Examining the Utility of Self-disclosure Types for Modeling Annotators of Social Norms
Kieran Henderson, Kian Omoomi, Vasudha Varadarajan, Allison Lahnala, Charles Welch
TL;DR
This work investigates how self-disclosure types about annotators influence the modeling of subjective judgments in social norms tasks. It combines a theory-based taxonomy (derived from Social Penetration Theory) with automatic clustering to predict annotator verdicts on Reddit AITA data, showing that demographic information is the most predictive self-disclosure type and that a diverse, small set of annotator disclosures yields the best performance. Contrary to prior work, a few highly similar posts outperform using many posts, and theory-based categorizations generally outperform automatic clusters. The findings offer practical guidance for perspectivist NLP and demonstrate the value of richer, structured identity representations in modeling human subjectivity for NLP tasks.
Abstract
Recent work has explored the use of personal information in the form of persona sentences or self-disclosures to improve modeling of individual characteristics and prediction of annotator labels for subjective tasks.
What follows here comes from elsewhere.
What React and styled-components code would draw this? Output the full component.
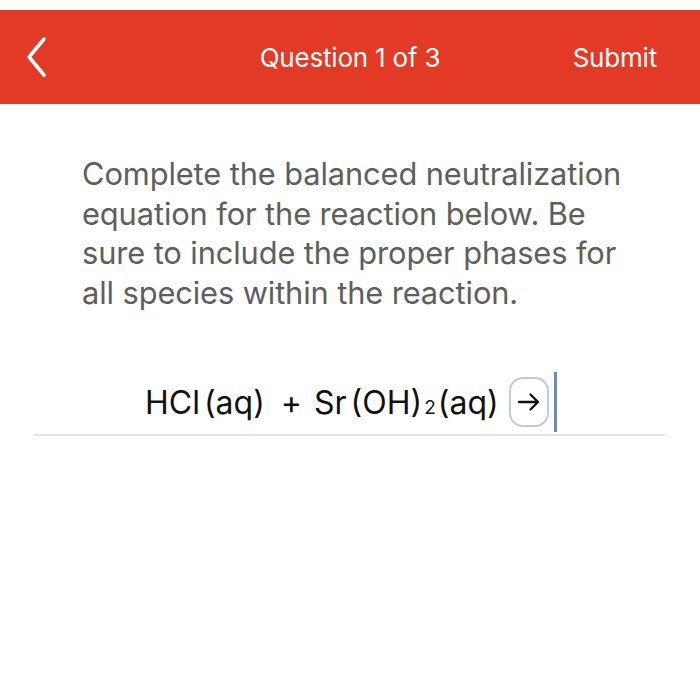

The volume of personal information has historically been restricted and thus little exploration has gone into understanding what kind of information is most informative for predicting annotator labels. In this work, we categorize self-disclosure sentences and use them to build annotator models for predicting judgments of social norms. We perform several ablations and analyses to examine the impact of the type of information on our ability to predict annotation patterns. We find that demographics are more impactful than attitudes, relationships, and experiences. Generally, theory-based approaches worked better than automatic clusters. Contrary to previous work, only a small number of related comments are needed. Lastly, having a more diverse sample of annotator self-disclosures leads to the best performance.